- Provided data

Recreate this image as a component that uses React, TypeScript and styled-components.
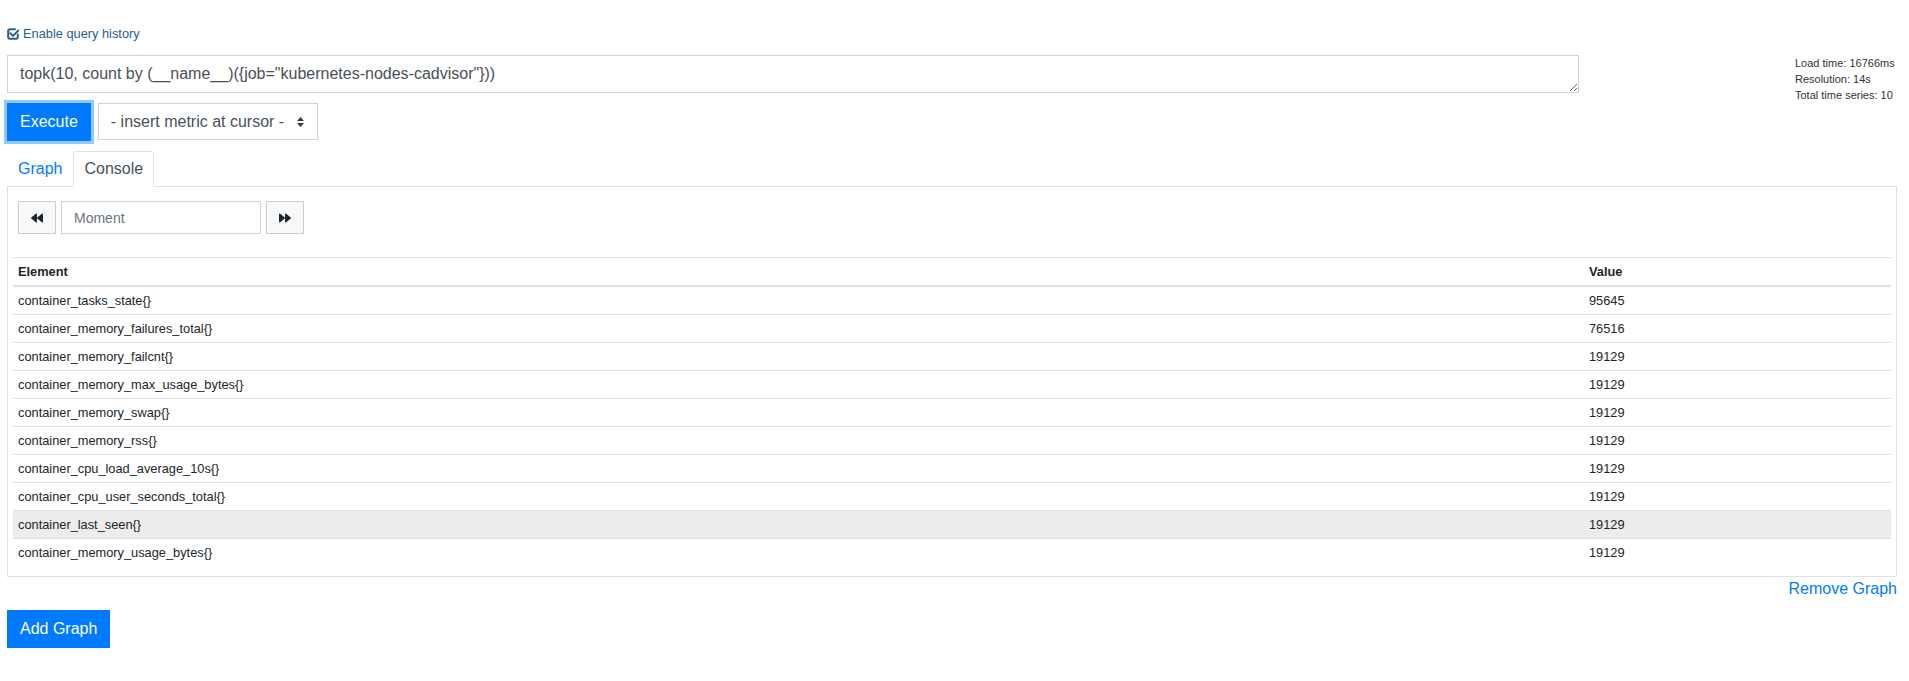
import { FC } from 'react';

import styled, { createGlobalStyle } from 'styled-components';
import { FaBackward, FaForward } from 'react-icons/fa';

const rows = [
  { name: 'container_tasks_state{}', value: '95645' },
  { name: 'container_memory_failures_total{}', value: '76516' },
  { name: 'container_memory_failcnt{}', value: '19129' },
  { name: 'container_memory_max_usage_bytes{}', value: '19129' },
  { name: 'container_memory_swap{}', value: '19129' },
  { name: 'container_memory_rss{}', value: '19129' },
  { name: 'container_cpu_load_average_10s{}', value: '19129' },
  { name: 'container_cpu_user_seconds_total{}', value: '19129' },
  { name: 'container_last_seen{}', value: '19129' },
  { name: 'container_memory_usage_bytes{}', value: '19129' },
];

const CheckIcon: FC = () => (
  <CheckSvg width='12' height='12' viewBox='0 0 12 12'>
    <path d='M8 1.2 H3 Q1.2 1.2 1.2 3 V9 Q1.2 10.8 3 10.8 H9 Q10.8 10.8 10.8 9 V6.5' />
    <path d='M3.4 5.3 L6 7.9 L11.4 2.5' />
  </CheckSvg>
);

const App: FC = () => {
  return (
    <Page>
      <GlobalStyle />
      <HistoryToggle>
        <CheckIcon />
        Enable query history
      </HistoryToggle>
      <QueryRow>
        <QueryInput
          rows={1}
          defaultValue='topk(10, count by (__name__)({job="kubernetes-nodes-cadvisor"}))'
        />
        <Stats>
          <div>Load time: 16766ms</div>
          <div>Resolution: 14s</div>
          <div>Total time series: 10</div>
        </Stats>
      </QueryRow>
      <ActionRow>
        <PrimaryButton focused>Execute</PrimaryButton>
        <SelectBox>
          <MetricSelect defaultValue=''>
            <option value=''>- insert metric at cursor -</option>
          </MetricSelect>
          <SelectArrows width='7' height='10' viewBox='0 0 7 10'>
            <path d='M3.5 0 L7 4 L0 4 Z' />
            <path d='M0 6 L7 6 L3.5 10 Z' />
          </SelectArrows>
        </SelectBox>
      </ActionRow>
      <Tabs>
        <Tab>Graph</Tab>
        <Tab active>Console</Tab>
      </Tabs>
      <Panel>
        <MomentRow>
          <StepButton>
            <FaBackward size={12} />
          </StepButton>
          <MomentInput placeholder='Moment' />
          <StepButton>
            <FaForward size={12} />
          </StepButton>
        </MomentRow>
        <DataTable>
          <thead>
            <tr>
              <Th>Element</Th>
              <Th wide>Value</Th>
            </tr>
          </thead>
          <tbody>
            {rows.map((row, i) => (
              <Tr key={row.name} hovered={i === 8}>
                <Td>{row.name}</Td>
                <Td>{row.value}</Td>
              </Tr>
            ))}
          </tbody>
        </DataTable>
      </Panel>
      <RemoveLink href='#'>Remove Graph</RemoveLink>
      <PrimaryButton>Add Graph</PrimaryButton>
    </Page>
  );
};

const GlobalStyle = createGlobalStyle`
  *, *::before, *::after {
    box-sizing: border-box;
  }
  body {
    margin: 0;
    background: #fff;
    color: #212529;
    font-family: "Liberation Sans", Arial, sans-serif;
    font-size: 16px;
    line-height: 1.5;
  }
`;

const Page = styled.div`
  display: flex;
  flex-direction: column;
  align-items: flex-start;
  padding: 24px 12px 0 7px;
`;

const HistoryToggle = styled.label`
  display: flex;
  align-items: center;
  gap: 4px;
  font-size: 12.8px;
  line-height: 19px;
  color: #2d5d8a;
  cursor: pointer;
`;

const CheckSvg = styled.svg`
  fill: none;
  stroke: #2d5d8a;
  stroke-width: 2;
  stroke-linecap: round;
  stroke-linejoin: round;
`;

const QueryRow = styled.div`
  display: flex;
  justify-content: space-between;
  align-items: flex-start;
  width: 100%;
  margin-top: 12px;
`;

const QueryInput = styled.textarea`
  width: 1572px;
  height: 38px;
  padding: 6px 12px;
  border: 1px solid #ced4da;
  border-radius: 0;
  font-family: inherit;
  font-size: 16px;
  line-height: 24px;
  color: #495057;
  resize: vertical;
  overflow: hidden;
  outline: none;
`;

const Stats = styled.div`
  width: 102px;
  font-size: 11px;
  line-height: 16px;
  color: #333;
  white-space: nowrap;
`;

const ActionRow = styled.div`
  display: flex;
  align-items: flex-start;
  gap: 7px;
`;

const PrimaryButton = styled.button<{ focused?: boolean }>`
  height: 38px;
  padding: 6px 12px;
  border: 1px solid #007bff;
  border-radius: 0;
  background: #007bff;
  color: #fff;
  font-family: inherit;
  font-size: 16px;
  line-height: 24px;
  cursor: pointer;
  box-shadow: ${(p) => (p.focused ? '0 0 0 3px rgba(38, 143, 255, 0.5)' : 'none')};
`;

const SelectBox = styled.div`
  position: relative;
  width: 220px;
  height: 37px;
`;

const MetricSelect = styled.select`
  appearance: none;
  width: 100%;
  height: 100%;
  padding: 0 28px 0 12px;
  border: 1px solid #ced4da;
  border-radius: 0;
  background: #fff;
  color: #495057;
  font-family: inherit;
  font-size: 16px;
  outline: none;
`;

const SelectArrows = styled.svg`
  position: absolute;
  right: 14px;
  top: 14px;
  fill: #343a40;
  pointer-events: none;
`;

const Tabs = styled.div`
  display: flex;
  width: 100%;
  margin-top: 10px;
  border-bottom: 1px solid #dee2e6;
`;

const Tab = styled.a<{ active?: boolean }>`
  display: block;
  margin-bottom: -1px;
  padding: 5px 10px;
  border: 1px solid ${(p) => (p.active ? '#dee2e6' : 'transparent')};
  border-bottom-color: ${(p) => (p.active ? '#fff' : 'transparent')};
  border-radius: 4px 4px 0 0;
  background: ${(p) => (p.active ? '#fff' : 'transparent')};
  color: ${(p) => (p.active ? '#495057' : '#007bff')};
  font-size: 16px;
  line-height: 24px;
  cursor: pointer;
`;

const Panel = styled.div`
  width: 100%;
  padding: 5px;
  border: 1px solid #dee2e6;
  border-top: none;
`;

const MomentRow = styled.div`
  display: flex;
  gap: 5px;
  height: 33px;
  margin: 9px 0 0 5px;
`;

const StepButton = styled.button`
  display: flex;
  align-items: center;
  justify-content: center;
  width: 38px;
  padding: 0;
  border: 1px solid #ccc;
  border-radius: 0;
  background: #f8f9fa;
  color: #212529;
  cursor: pointer;
`;

const MomentInput = styled.input`
  width: 200px;
  padding: 0 12px;
  border: 1px solid #ced4da;
  border-radius: 0;
  font-family: inherit;
  font-size: 14px;
  color: #495057;
  outline: none;

  &::placeholder {
    color: #6c757d;
  }
`;

const DataTable = styled.table`
  width: 100%;
  margin: 23px 0 5px;
  border-collapse: collapse;
  font-size: 12.8px;
  line-height: 19px;
  color: #212529;
`;

const Th = styled.th<{ wide?: boolean }>`
  width: ${(p) => (p.wide ? '307px' : 'auto')};
  padding: 4px 5px;
  border-top: 1px solid #dee2e6;
  border-bottom: 2px solid #dee2e6;
  text-align: left;
  font-weight: bold;
`;

const Tr = styled.tr<{ hovered?: boolean }>`
  background: ${(p) => (p.hovered ? '#ececec' : 'transparent')};
`;

const Td = styled.td`
  padding: 4px 5px;
  border-top: 1px solid #dee2e6;
`;

const RemoveLink = styled.a`
  align-self: flex-end;
  color: #007bff;
  font-size: 16px;
  line-height: 24px;
  text-decoration: none;
  margin-bottom: 9px;
`;

export default App;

- Your task
Exactly as written, return every line of the listing, but not the pictures.

- Final answer
Recreate this image as a component that uses React, TypeScript and styled-components.
import { FC } from 'react';

import styled, { createGlobalStyle } from 'styled-components';
import { FaBackward, FaForward } from 'react-icons/fa';

const rows = [
  { name: 'container_tasks_state{}', value: '95645' },
  { name: 'container_memory_failures_total{}', value: '76516' },
  { name: 'container_memory_failcnt{}', value: '19129' },
  { name: 'container_memory_max_usage_bytes{}', value: '19129' },
  { name: 'container_memory_swap{}', value: '19129' },
  { name: 'container_memory_rss{}', value: '19129' },
  { name: 'container_cpu_load_average_10s{}', value: '19129' },
  { name: 'container_cpu_user_seconds_total{}', value: '19129' },
  { name: 'container_last_seen{}', value: '19129' },
  { name: 'container_memory_usage_bytes{}', value: '19129' },
];

const CheckIcon: FC = () => (
  <CheckSvg width='12' height='12' viewBox='0 0 12 12'>
    <path d='M8 1.2 H3 Q1.2 1.2 1.2 3 V9 Q1.2 10.8 3 10.8 H9 Q10.8 10.8 10.8 9 V6.5' />
    <path d='M3.4 5.3 L6 7.9 L11.4 2.5' />
  </CheckSvg>
);

const App: FC = () => {
  return (
    <Page>
      <GlobalStyle />
      <HistoryToggle>
        <CheckIcon />
        Enable query history
      </HistoryToggle>
      <QueryRow>
        <QueryInput
          rows={1}
          defaultValue='topk(10, count by (__name__)({job="kubernetes-nodes-cadvisor"}))'
        />
        <Stats>
          <div>Load time: 16766ms</div>
          <div>Resolution: 14s</div>
          <div>Total time series: 10</div>
        </Stats>
      </QueryRow>
      <ActionRow>
        <PrimaryButton focused>Execute</PrimaryButton>
        <SelectBox>
          <MetricSelect defaultValue=''>
            <option value=''>- insert metric at cursor -</option>
          </MetricSelect>
          <SelectArrows width='7' height='10' viewBox='0 0 7 10'>
            <path d='M3.5 0 L7 4 L0 4 Z' />
            <path d='M0 6 L7 6 L3.5 10 Z' />
          </SelectArrows>
        </SelectBox>
      </ActionRow>
      <Tabs>
        <Tab>Graph</Tab>
        <Tab active>Console</Tab>
      </Tabs>
      <Panel>
        <MomentRow>
          <StepButton>
            <FaBackward size={12} />
          </StepButton>
          <MomentInput placeholder='Moment' />
          <StepButton>
            <FaForward size={12} />
          </StepButton>
        </MomentRow>
        <DataTable>
          <thead>
            <tr>
              <Th>Element</Th>
              <Th wide>Value</Th>
            </tr>
          </thead>
          <tbody>
            {rows.map((row, i) => (
              <Tr key={row.name} hovered={i === 8}>
                <Td>{row.name}</Td>
                <Td>{row.value}</Td>
              </Tr>
            ))}
          </tbody>
        </DataTable>
      </Panel>
      <RemoveLink href='#'>Remove Graph</RemoveLink>
      <PrimaryButton>Add Graph</PrimaryButton>
    </Page>
  );
};

const GlobalStyle = createGlobalStyle`
  *, *::before, *::after {
    box-sizing: border-box;
  }
  body {
    margin: 0;
    background: #fff;
    color: #212529;
    font-family: "Liberation Sans", Arial, sans-serif;
    font-size: 16px;
    line-height: 1.5;
  }
`;

const Page = styled.div`
  display: flex;
  flex-direction: column;
  align-items: flex-start;
  padding: 24px 12px 0 7px;
`;

const HistoryToggle = styled.label`
  display: flex;
  align-items: center;
  gap: 4px;
  font-size: 12.8px;
  line-height: 19px;
  color: #2d5d8a;
  cursor: pointer;
`;

const CheckSvg = styled.svg`
  fill: none;
  stroke: #2d5d8a;
  stroke-width: 2;
  stroke-linecap: round;
  stroke-linejoin: round;
`;

const QueryRow = styled.div`
  display: flex;
  justify-content: space-between;
  align-items: flex-start;
  width: 100%;
  margin-top: 12px;
`;

const QueryInput = styled.textarea`
  width: 1572px;
  height: 38px;
  padding: 6px 12px;
  border: 1px solid #ced4da;
  border-radius: 0;
  font-family: inherit;
  font-size: 16px;
  line-height: 24px;
  color: #495057;
  resize: vertical;
  overflow: hidden;
  outline: none;
`;

const Stats = styled.div`
  width: 102px;
  font-size: 11px;
  line-height: 16px;
  color: #333;
  white-space: nowrap;
`;

const ActionRow = styled.div`
  display: flex;
  align-items: flex-start;
  gap: 7px;
`;

const PrimaryButton = styled.button<{ focused?: boolean }>`
  height: 38px;
  padding: 6px 12px;
  border: 1px solid #007bff;
  border-radius: 0;
  background: #007bff;
  color: #fff;
  font-family: inherit;
  font-size: 16px;
  line-height: 24px;
  cursor: pointer;
  box-shadow: ${(p) => (p.focused ? '0 0 0 3px rgba(38, 143, 255, 0.5)' : 'none')};
`;

const SelectBox = styled.div`
  position: relative;
  width: 220px;
  height: 37px;
`;

const MetricSelect = styled.select`
  appearance: none;
  width: 100%;
  height: 100%;
  padding: 0 28px 0 12px;
  border: 1px solid #ced4da;
  border-radius: 0;
  background: #fff;
  color: #495057;
  font-family: inherit;
  font-size: 16px;
  outline: none;
`;

const SelectArrows = styled.svg`
  position: absolute;
  right: 14px;
  top: 14px;
  fill: #343a40;
  pointer-events: none;
`;

const Tabs = styled.div`
  display: flex;
  width: 100%;
  margin-top: 10px;
  border-bottom: 1px solid #dee2e6;
`;

const Tab = styled.a<{ active?: boolean }>`
  display: block;
  margin-bottom: -1px;
  padding: 5px 10px;
  border: 1px solid ${(p) => (p.active ? '#dee2e6' : 'transparent')};
  border-bottom-color: ${(p) => (p.active ? '#fff' : 'transparent')};
  border-radius: 4px 4px 0 0;
  background: ${(p) => (p.active ? '#fff' : 'transparent')};
  color: ${(p) => (p.active ? '#495057' : '#007bff')};
  font-size: 16px;
  line-height: 24px;
  cursor: pointer;
`;

const Panel = styled.div`
  width: 100%;
  padding: 5px;
  border: 1px solid #dee2e6;
  border-top: none;
`;

const MomentRow = styled.div`
  display: flex;
  gap: 5px;
  height: 33px;
  margin: 9px 0 0 5px;
`;

const StepButton = styled.button`
  display: flex;
  align-items: center;
  justify-content: center;
  width: 38px;
  padding: 0;
  border: 1px solid #ccc;
  border-radius: 0;
  background: #f8f9fa;
  color: #212529;
  cursor: pointer;
`;

const MomentInput = styled.input`
  width: 200px;
  padding: 0 12px;
  border: 1px solid #ced4da;
  border-radius: 0;
  font-family: inherit;
  font-size: 14px;
  color: #495057;
  outline: none;

  &::placeholder {
    color: #6c757d;
  }
`;

const DataTable = styled.table`
  width: 100%;
  margin: 23px 0 5px;
  border-collapse: collapse;
  font-size: 12.8px;
  line-height: 19px;
  color: #212529;
`;

const Th = styled.th<{ wide?: boolean }>`
  width: ${(p) => (p.wide ? '307px' : 'auto')};
  padding: 4px 5px;
  border-top: 1px solid #dee2e6;
  border-bottom: 2px solid #dee2e6;
  text-align: left;
  font-weight: bold;
`;

const Tr = styled.tr<{ hovered?: boolean }>`
  background: ${(p) => (p.hovered ? '#ececec' : 'transparent')};
`;

const Td = styled.td`
  padding: 4px 5px;
  border-top: 1px solid #dee2e6;
`;

const RemoveLink = styled.a`
  align-self: flex-end;
  color: #007bff;
  font-size: 16px;
  line-height: 24px;
  text-decoration: none;
  margin-bottom: 9px;
`;

export default App;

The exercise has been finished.